We all have our favorite Bible stories and the one that was just read for us from John’s Gospel is one of mine.  It’s also one of the very few scriptures that always appears in the same place in the lectionary year-after-year.  But its familiarity is not why it’s one of my favorites.

For me, it embodies the very nature of my walk with Christ.  In the next few minutes I hope to tell you why.

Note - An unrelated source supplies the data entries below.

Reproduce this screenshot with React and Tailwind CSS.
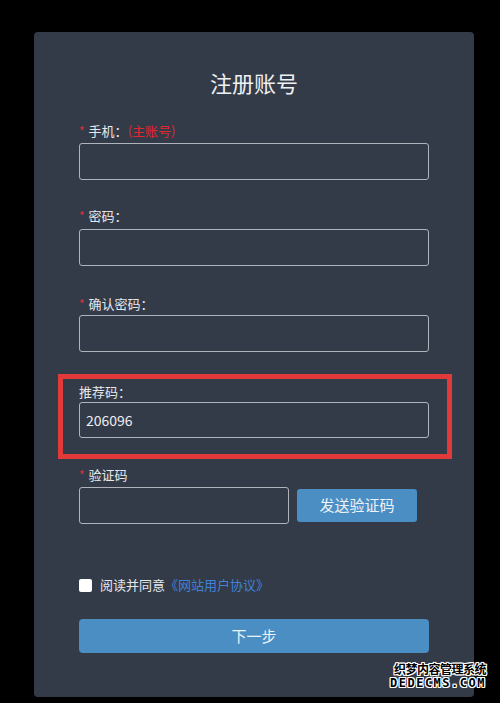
export default function App() {
  return (
    <div
      className="relative min-h-[703px] w-[500px] bg-black pt-[32px] pl-[34px]"
      style={{ fontFamily: '"Noto Sans CJK SC", "Noto Sans", sans-serif' }}
    >
      <div className="w-[440px] h-[665px] rounded-[4px] bg-[#343b48] px-[45px] pt-[35px]">
        <h1 className="text-center text-[22px] leading-[30px] text-[#eef0f3]">注册账号</h1>

        {/* 手机 */}
        <div className="mt-[25px] flex items-center text-[13px] leading-[18px] text-[#e6e8ec]">
          <span className="text-[#d8313b] mr-[4px] text-[12px]">*</span>
          <span>手机：</span>
          <span className="text-[#e0262f]">(主账号)</span>
        </div>
        <input className="mt-[3px] block w-[350px] h-[37px] rounded-[3px] border-[1.5px] border-[#aeb3bc] bg-transparent" />

        {/* 密码 */}
        <div className="mt-[27px] flex items-center text-[13px] leading-[18px] text-[#e6e8ec]">
          <span className="text-[#d8313b] mr-[4px] text-[12px]">*</span>
          <span>密码：</span>
        </div>
        <input type="password" className="mt-[4px] block w-[350px] h-[37px] rounded-[3px] border-[1.5px] border-[#aeb3bc] bg-transparent" />

        {/* 确认密码 */}
        <div className="mt-[29px] flex items-center text-[13px] leading-[18px] text-[#e6e8ec]">
          <span className="text-[#d8313b] mr-[4px] text-[12px]">*</span>
          <span>确认密码：</span>
        </div>
        <input type="password" className="mt-[2px] block w-[350px] h-[37px] rounded-[3px] border-[1.5px] border-[#aeb3bc] bg-transparent" />

        {/* 推荐码 highlighted */}
        <div className="mt-[22px] -ml-[21px] w-[394px] border-[5px] border-[#e23a3a] pl-[16px] pt-[4px] pb-[16px]">
          <div className="text-[13px] leading-[18px] text-[#e6e8ec]">推荐码：</div>
          <div className="mt-[1px] flex items-center w-[350px] h-[36px] rounded-[3px] border-[1.5px] border-[#aeb3bc] px-[6px] text-[14px] text-[#eceef1]">
            206096
          </div>
        </div>

        {/* 验证码 */}
        <div className="mt-[7px] flex items-center text-[13px] leading-[18px] text-[#e6e8ec]">
          <span className="text-[#d8313b] mr-[4px] text-[12px]">*</span>
          <span>验证码</span>
        </div>
        <div className="mt-[3px] flex items-center gap-[8px]">
          <input className="block w-[210px] h-[37px] rounded-[3px] border-[1.5px] border-[#aeb3bc] bg-transparent" />
          <button className="w-[120px] h-[33px] rounded-[3px] bg-[#4a8ec4] text-[15px] text-[#eef3f8]">
            发送验证码
          </button>
        </div>

        {/* 协议 */}
        <div className="mt-[52px] flex items-center text-[13px] leading-[18px]">
          <span className="w-[13px] h-[13px] rounded-[2px] bg-white mr-[8px]" />
          <span className="text-[#e6e8ec]">阅读并同意</span>
          <span className="text-[#3f82d6]">《网站用户协议》</span>
        </div>

        <button className="mt-[25px] w-[350px] h-[34px] rounded-[4px] bg-[#4a8ec4] text-[15px] text-[#eef3f8]">
          下一步
        </button>
      </div>

      <div className="absolute left-[390px] top-[661px] text-right font-bold leading-[15px] text-black [text-shadow:1px_0_0_#fff,-1px_0_0_#fff,0_1px_0_#fff,0_-1px_0_#fff,1px_1px_0_#fff,-1px_-1px_0_#fff,1px_-1px_0_#fff,-1px_1px_0_#fff]">
        <div className="text-[12px] tracking-[-0.5px]">织梦内容管理系统</div>
        <div className="text-[12px] tracking-[1.5px]" style={{ fontFamily: '"DejaVu Sans Mono", monospace' }}>DEDECMS.COM</div>
      </div>
    </div>
  );
}
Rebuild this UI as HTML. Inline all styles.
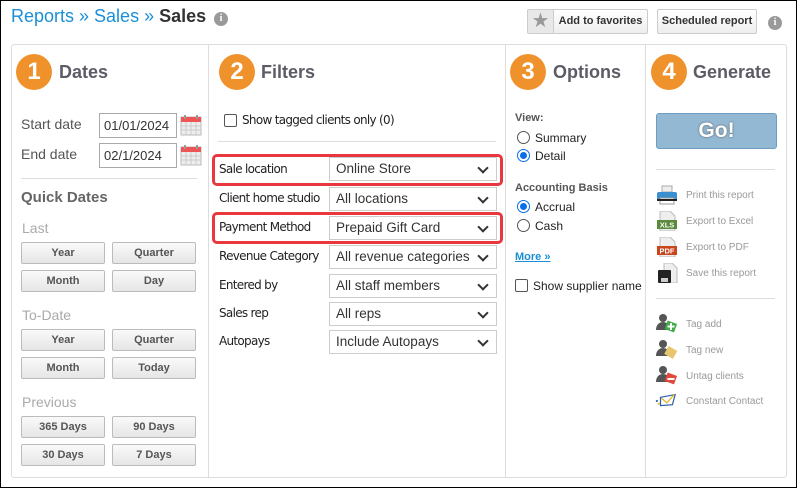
<!DOCTYPE html>
<html><head><meta charset="utf-8"><style>
*{box-sizing:border-box;margin:0;padding:0}
body{width:797px;height:488px;background:#fff;position:relative;overflow:hidden;font-family:"Liberation Sans",Arial,sans-serif}
.frame{position:absolute;left:0;top:0;width:797px;height:488px;border:1px solid #000}
.a{position:absolute;white-space:nowrap}
.crumb{left:11px;top:6px;font-size:18px;color:#1a8fd6}
.crumb b{color:#333}
.info{width:14px;height:14px;border-radius:50%;background:#9a9a9a;color:#fff;font-size:10px;font-weight:bold;text-align:center;line-height:14px;font-family:"Liberation Serif",serif}
.tbtn{border:1px solid #ccc;border-radius:2px;background:linear-gradient(#fff,#eee);font-size:11px;font-weight:bold;color:#333;height:25px;line-height:23px;text-align:center}
.panel{left:11px;top:44px;width:776px;height:434px;border:1px solid #ddd;border-radius:3px}
.vl{width:1px;background:#ddd;top:45px;height:432px}
.num{width:36px;height:36px;border-radius:50%;background:#f0922c;color:#fff;font-size:24px;font-weight:bold;text-align:center;line-height:36px}
.h{font-size:18px;font-weight:bold;color:#5c5c66;top:62px}
.lbl{font-size:14px;color:#555}
.inp{border:1px solid #aaa;height:25px;width:78px;font-size:13px;color:#333;line-height:23px;padding-left:4px}
.hr{height:1px;background:#ddd}
.qb{width:84px;height:22px;border:1px solid #bbb;border-radius:2px;background:linear-gradient(#fafafa,#e6e6e6);font-size:11px;font-weight:bold;color:#555;text-align:center;line-height:20px}
.sub{font-size:14px;color:#aaa}
.fl{font-size:12px;color:#222;font-family:"DejaVu Sans",sans-serif;letter-spacing:-.7px}
.sel{left:329px;width:168px;height:24px;border:1px solid #ccc;font-size:13.5px;color:#333;line-height:22px;padding-left:6px}
.sel:after{content:"";position:absolute;right:9px;top:6px;width:6px;height:6px;border-right:2px solid #333;border-bottom:2px solid #333;transform:rotate(45deg)}
.red{left:212px;width:291px;height:32px;border:3px solid #e8373e;border-radius:5px}
.cb{width:13px;height:13px;border:1px solid #555;border-radius:2px;background:#fff}
.rad{width:13px;height:13px;border:1px solid #555;border-radius:50%;background:#fff}
.rad.on{border:1px solid #0a6ee6}
.rad.on:after{content:"";position:absolute;left:2px;top:2px;width:7px;height:7px;border-radius:50%;background:#0a6ee6}
.ol{font-size:12px;color:#222}
.lk{font-size:10px;color:#999}
.ic{width:22px;height:20px}
</style></head><body>
<div class="frame"></div>
<div class="a crumb">Reports » Sales » <b>Sales</b></div>
<div class="a info" style="left:214px;top:12px">i</div>
<div class="a tbtn" style="left:527px;top:9px;width:121px;padding-left:26px">Add to favorites</div>
<div class="a" style="left:528px;top:10px;width:26px;height:23px;background:#e8e8e8;border-right:1px solid #ccc;color:#999;font-size:20px;text-align:center;line-height:22px">★</div>
<div class="a tbtn" style="left:657px;top:9px;width:100px">Scheduled report</div>
<div class="a info" style="left:768px;top:16px">i</div>

<div class="a panel"></div>
<div class="a vl" style="left:208px"></div>
<div class="a vl" style="left:505px"></div>
<div class="a vl" style="left:645px"></div>

<div class="a num" style="left:16px;top:54px">1</div><div class="a h" style="left:59px">Dates</div>
<div class="a num" style="left:219px;top:54px">2</div><div class="a h" style="left:261px">Filters</div>
<div class="a num" style="left:510px;top:54px">3</div><div class="a h" style="left:553px">Options</div>
<div class="a num" style="left:651px;top:54px">4</div><div class="a h" style="left:693px">Generate</div>

<div class="a lbl" style="left:21px;top:116px">Start date</div>
<div class="a inp" style="left:99px;top:113px">01/01/2024</div>
<div class="a lbl" style="left:21px;top:146px">End date</div>
<div class="a inp" style="left:99px;top:143px">02/1/2024</div>
<svg class="a" style="left:180px;top:114px" width="22" height="22" viewBox="0 0 22 22"><rect x="1" y="3" width="20" height="18" fill="#eee" stroke="#bbb"/><rect x="1" y="3" width="20" height="5" fill="#e55"/><path d="M1 12h20M1 16h20M6 8v13M11 8v13M16 8v13" stroke="#ccc"/><rect x="4" y="1" width="2" height="4" fill="#999"/><rect x="16" y="1" width="2" height="4" fill="#999"/></svg>
<svg class="a" style="left:180px;top:144px" width="22" height="22" viewBox="0 0 22 22"><rect x="1" y="3" width="20" height="18" fill="#eee" stroke="#bbb"/><rect x="1" y="3" width="20" height="5" fill="#e55"/><path d="M1 12h20M1 16h20M6 8v13M11 8v13M16 8v13" stroke="#ccc"/><rect x="4" y="1" width="2" height="4" fill="#999"/><rect x="16" y="1" width="2" height="4" fill="#999"/></svg>
<div class="a hr" style="left:21px;top:178px;width:176px"></div>
<div class="a" style="left:21px;top:189px;font-size:15px;font-weight:bold;color:#666">Quick Dates</div>
<div class="a sub" style="left:22px;top:220px">Last</div>
<div class="a qb" style="left:21px;top:242px">Year</div><div class="a qb" style="left:112px;top:242px">Quarter</div>
<div class="a qb" style="left:21px;top:270px">Month</div><div class="a qb" style="left:112px;top:270px">Day</div>
<div class="a sub" style="left:22px;top:307px">To-Date</div>
<div class="a qb" style="left:21px;top:329px">Year</div><div class="a qb" style="left:112px;top:329px">Quarter</div>
<div class="a qb" style="left:21px;top:357px">Month</div><div class="a qb" style="left:112px;top:357px">Today</div>
<div class="a sub" style="left:22px;top:394px">Previous</div>
<div class="a qb" style="left:21px;top:416px">365 Days</div><div class="a qb" style="left:112px;top:416px">90 Days</div>
<div class="a qb" style="left:21px;top:444px">30 Days</div><div class="a qb" style="left:112px;top:444px">7 Days</div>

<div class="a cb" style="left:224px;top:114px"></div>
<div class="a fl" style="left:242px;top:113px">Show tagged clients only (0)</div>
<div class="a hr" style="left:218px;top:141px;width:278px"></div>
<div class="a red" style="top:154px"></div>
<div class="a red" style="top:212px"></div>
<div class="a fl" style="left:219px;top:162px">Sale location</div><div class="a sel" style="top:157px">Online Store</div>
<div class="a fl" style="left:219px;top:191px">Client home studio</div><div class="a sel" style="top:187px">All locations</div>
<div class="a fl" style="left:219px;top:220px">Payment Method</div><div class="a sel" style="top:216px">Prepaid Gift Card</div>
<div class="a fl" style="left:219px;top:249px">Revenue Category</div><div class="a sel" style="top:245px">All revenue categories</div>
<div class="a fl" style="left:219px;top:278px">Entered by</div><div class="a sel" style="top:274px">All staff members</div>
<div class="a fl" style="left:219px;top:306px">Sales rep</div><div class="a sel" style="top:302px">All reps</div>
<div class="a fl" style="left:219px;top:334px">Autopays</div><div class="a sel" style="top:330px">Include Autopays</div>

<div class="a" style="left:515px;top:112px;font-size:11px;font-weight:bold;color:#555">View:</div>
<div class="a rad" style="left:517px;top:131px"></div><div class="a ol" style="left:535px;top:131px">Summary</div>
<div class="a rad on" style="left:517px;top:149px"></div><div class="a ol" style="left:535px;top:149px">Detail</div>
<div class="a" style="left:515px;top:182px;font-size:11px;font-weight:bold;color:#555">Accounting Basis</div>
<div class="a rad on" style="left:517px;top:200px"></div><div class="a ol" style="left:535px;top:200px">Accrual</div>
<div class="a rad" style="left:517px;top:219px"></div><div class="a ol" style="left:535px;top:219px">Cash</div>
<div class="a" style="left:515px;top:251px;font-size:11px;font-weight:bold;color:#1a8fd6;text-decoration:underline">More »</div>
<div class="a cb" style="left:515px;top:279px"></div><div class="a ol" style="left:533px;top:279px">Show supplier name</div>

<div class="a" style="left:656px;top:113px;width:121px;height:36px;background:#93b8d3;border:1px solid #6d9dc2;border-radius:3px;color:#fff;font-size:21px;font-weight:bold;text-align:center;line-height:34px;text-shadow:0 0 2px #555">Go!</div>
<div class="a hr" style="left:656px;top:169px;width:119px"></div>
<svg class="a ic" style="left:656px;top:185px" viewBox="0 0 22 20"><rect x="6" y="1" width="10" height="6" fill="#eee" stroke="#aaa"/><rect x="1" y="7" width="20" height="8" rx="2" fill="#3a8fd0"/><rect x="4" y="13" width="14" height="6" fill="#fff" stroke="#999"/><rect x="1" y="14" width="20" height="2" fill="#222"/></svg>
<div class="a lk" style="left:686px;top:190px">Print this report</div>
<svg class="a ic" style="left:656px;top:211px" viewBox="0 0 22 20"><path d="M4 0h10l5 5v15H4z" fill="#eee" stroke="#bbb"/><rect x="1" y="9" width="20" height="9" fill="#5c8a3c"/><text x="11" y="16.5" font-size="7.5" font-weight="bold" fill="#fff" text-anchor="middle" font-family="Liberation Sans">XLS</text></svg>
<div class="a lk" style="left:686px;top:216px">Export to Excel</div>
<svg class="a ic" style="left:656px;top:237px" viewBox="0 0 22 20"><path d="M4 0h10l5 5v15H4z" fill="#eee" stroke="#bbb"/><rect x="1" y="9" width="20" height="9" fill="#c8461d"/><text x="11" y="16.5" font-size="7.5" font-weight="bold" fill="#fff" text-anchor="middle" font-family="Liberation Sans">PDF</text></svg>
<div class="a lk" style="left:686px;top:242px">Export to PDF</div>
<svg class="a ic" style="left:656px;top:263px" viewBox="0 0 22 20"><path d="M8 0h8l5 5v15H8z" fill="#eee" stroke="#bbb"/><rect x="2" y="7" width="13" height="13" rx="1" fill="#222"/><rect x="5" y="15" width="7" height="4" fill="#ccc"/></svg>
<div class="a lk" style="left:686px;top:268px">Save this report</div>
<div class="a hr" style="left:656px;top:298px;width:119px"></div>
<svg class="a ic" style="left:656px;top:313px" viewBox="0 0 22 20"><circle cx="7" cy="5" r="4" fill="#555"/><path d="M0 17c0-6 4-8 7-8s7 2 7 8z" fill="#555"/><rect x="10" y="9" width="10" height="9" fill="#3eaa48" transform="rotate(20 15 13)"/><path d="M15 10v7M11.5 13.5h7" stroke="#fff" stroke-width="2"/></svg>
<div class="a lk" style="left:686px;top:319px">Tag add</div>
<svg class="a ic" style="left:656px;top:339px" viewBox="0 0 22 20"><circle cx="7" cy="5" r="4" fill="#555"/><path d="M0 17c0-6 4-8 7-8s7 2 7 8z" fill="#555"/><rect x="10" y="9" width="10" height="9" fill="#e7c66d" transform="rotate(30 15 13)"/></svg>
<div class="a lk" style="left:686px;top:345px">Tag new</div>
<svg class="a ic" style="left:656px;top:365px" viewBox="0 0 22 20"><circle cx="7" cy="5" r="4" fill="#555"/><path d="M0 17c0-6 4-8 7-8s7 2 7 8z" fill="#555"/><rect x="10" y="9" width="10" height="9" fill="#e2483c" transform="rotate(20 15 13)"/><path d="M11.5 14h7" stroke="#fff" stroke-width="2"/></svg>
<div class="a lk" style="left:686px;top:371px">Untag clients</div>
<svg class="a ic" style="left:655px;top:391px" viewBox="0 0 24 20"><path d="M6 6l16-3-3 11-13 1z" fill="#fff" stroke="#2a5ea8" stroke-width="1.3"/><path d="M7 7l6 5 8-9" fill="none" stroke="#e8b020" stroke-width="1.3"/><rect x="1" y="9" width="2" height="2" fill="#2a5ea8"/><rect x="3" y="12" width="2" height="2" fill="#e8b020"/></svg>
<div class="a lk" style="left:686px;top:396px">Constant Contact</div>
</body></html>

Let’s go back 2,000 years.  Imagine yourself to be one of Jesus’ disciples.  You followed this man for the past three years.  You witness the wonders, the miracles, and the signs.  You had hoped that he would establish God’s kingdom on earth.  But it ended.  It ended horribly.  Something went terribly, terribly wrong.  Your faith was shattered.  Even Jesus’ faith may have been shattered as you remember him crying out as he hung on the cross – “Father, why have you forsaken me?”  The blood drained from his body and, in the disciples minds, so did the hope for God’s kingdom.  It is finished.

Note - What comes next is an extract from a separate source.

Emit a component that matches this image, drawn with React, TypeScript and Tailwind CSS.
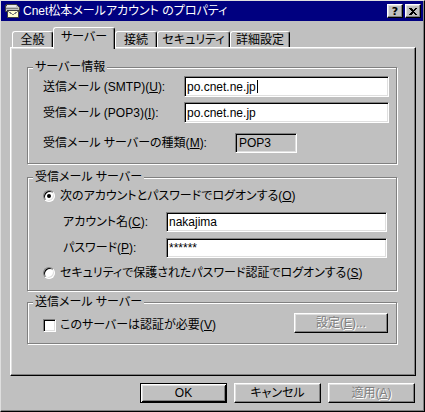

They were afraid, very afraid.  People had seen them with this man.  Would they become victims, too?  Now imagine yourself in this position.  Go ahead and close your eyes if you have to – it’s early enough in my message that you won’t fall asleep.  You run.  You have to hide.  You gather with your co-conspirators as you were likely being called, and you hide.  You find a room and you seal the door.  You cover the windows, if there are any, and you tremble.  “What if they find us?  Will they crucify us, too?”  One of the 10 urges the others to “shhh”, we might be heard.

Then in the quiet they hear “Shalom,”  “Peace be with you.” 

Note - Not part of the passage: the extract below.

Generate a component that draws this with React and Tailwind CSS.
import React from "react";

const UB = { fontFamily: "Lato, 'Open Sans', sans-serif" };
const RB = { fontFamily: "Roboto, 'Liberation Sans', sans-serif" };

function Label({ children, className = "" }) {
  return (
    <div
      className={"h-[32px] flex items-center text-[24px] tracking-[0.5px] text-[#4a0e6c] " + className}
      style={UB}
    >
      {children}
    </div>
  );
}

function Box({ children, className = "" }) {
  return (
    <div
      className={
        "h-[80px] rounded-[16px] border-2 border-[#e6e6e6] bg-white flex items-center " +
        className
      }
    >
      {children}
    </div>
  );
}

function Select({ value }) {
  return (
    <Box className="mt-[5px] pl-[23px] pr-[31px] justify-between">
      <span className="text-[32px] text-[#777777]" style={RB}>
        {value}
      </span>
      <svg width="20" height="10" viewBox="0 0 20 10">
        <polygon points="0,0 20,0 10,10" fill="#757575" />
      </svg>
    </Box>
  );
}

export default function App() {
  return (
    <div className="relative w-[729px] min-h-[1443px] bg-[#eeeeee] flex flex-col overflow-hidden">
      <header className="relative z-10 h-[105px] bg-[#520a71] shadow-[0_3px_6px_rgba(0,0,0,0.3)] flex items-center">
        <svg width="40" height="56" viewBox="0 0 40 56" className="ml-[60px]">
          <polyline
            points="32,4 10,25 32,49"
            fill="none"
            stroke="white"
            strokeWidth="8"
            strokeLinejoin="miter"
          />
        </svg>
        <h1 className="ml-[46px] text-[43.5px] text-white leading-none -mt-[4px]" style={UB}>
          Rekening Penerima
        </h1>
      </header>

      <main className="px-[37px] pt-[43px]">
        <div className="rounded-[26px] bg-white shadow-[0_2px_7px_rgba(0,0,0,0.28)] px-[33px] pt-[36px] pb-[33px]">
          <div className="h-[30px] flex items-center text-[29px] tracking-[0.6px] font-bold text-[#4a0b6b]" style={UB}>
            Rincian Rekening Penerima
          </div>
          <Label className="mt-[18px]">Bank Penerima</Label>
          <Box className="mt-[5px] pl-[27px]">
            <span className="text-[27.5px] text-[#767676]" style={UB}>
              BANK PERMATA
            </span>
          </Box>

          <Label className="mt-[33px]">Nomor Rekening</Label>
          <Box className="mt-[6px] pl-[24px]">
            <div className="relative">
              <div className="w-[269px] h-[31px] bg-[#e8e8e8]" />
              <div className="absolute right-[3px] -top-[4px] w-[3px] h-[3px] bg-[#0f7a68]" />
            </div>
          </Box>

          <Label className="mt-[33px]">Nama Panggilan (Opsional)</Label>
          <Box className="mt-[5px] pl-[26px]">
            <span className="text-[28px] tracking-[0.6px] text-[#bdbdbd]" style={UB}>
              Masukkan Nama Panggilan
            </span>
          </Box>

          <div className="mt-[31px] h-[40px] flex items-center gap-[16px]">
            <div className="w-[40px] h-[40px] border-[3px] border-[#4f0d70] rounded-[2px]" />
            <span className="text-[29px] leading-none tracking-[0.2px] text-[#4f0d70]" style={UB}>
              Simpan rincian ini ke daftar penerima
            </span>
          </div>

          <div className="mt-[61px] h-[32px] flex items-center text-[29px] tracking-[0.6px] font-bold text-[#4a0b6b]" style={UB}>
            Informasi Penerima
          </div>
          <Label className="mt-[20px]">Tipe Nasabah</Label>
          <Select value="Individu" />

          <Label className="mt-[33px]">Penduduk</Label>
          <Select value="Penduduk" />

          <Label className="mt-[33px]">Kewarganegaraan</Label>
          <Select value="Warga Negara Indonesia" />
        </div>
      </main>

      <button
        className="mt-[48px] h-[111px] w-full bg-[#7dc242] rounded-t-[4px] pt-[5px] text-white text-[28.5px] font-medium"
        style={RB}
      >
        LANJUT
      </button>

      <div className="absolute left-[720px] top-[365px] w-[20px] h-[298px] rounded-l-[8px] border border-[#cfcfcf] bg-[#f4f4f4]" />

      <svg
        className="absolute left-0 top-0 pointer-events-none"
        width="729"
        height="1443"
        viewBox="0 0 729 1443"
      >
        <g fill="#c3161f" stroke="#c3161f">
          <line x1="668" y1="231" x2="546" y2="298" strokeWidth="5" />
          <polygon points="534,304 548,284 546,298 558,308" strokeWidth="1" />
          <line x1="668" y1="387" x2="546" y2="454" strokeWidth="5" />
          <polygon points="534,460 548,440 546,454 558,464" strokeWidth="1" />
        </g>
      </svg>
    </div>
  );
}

If you had your eyes closed, open them now, just as the disciples would have to see Jesus standing before them.  None of them heard the door open, yet here was Jesus standing before them.  They knew it was Jesus because he showed them his hands and his side.

Then he said again, “Shalom.” 

Thomas wasn’t there for any of this.  We don’t know where he was or why he wasn’t there, but we know he joined the disciples sometime after Jesus appeared to them.  They were excited to tell Thomas what they had seen. 

A little background on Thomas:  Contrary to popular belief, Thomas’ first name was not ‘doubting.’  Though his skepticism is what he seems to be remembered for.  Remember it was Thomas, ever-faithful Thomas, who, when Jesus heard of Lazarus’ death, said let’s go and die with him.  The other disciples didn’t want to go back to Bethany.  They feared the crowds that wanted to stone Jesus.

Remember it was Thomas who asked Jesus one of the most famous questions. “Thomas said to him, ‘Lord, we don’t know where you are going, so how can we know the way?’ Jesus answered, ‘I am the way and the truth and the life. No one comes to the Father except through me.'”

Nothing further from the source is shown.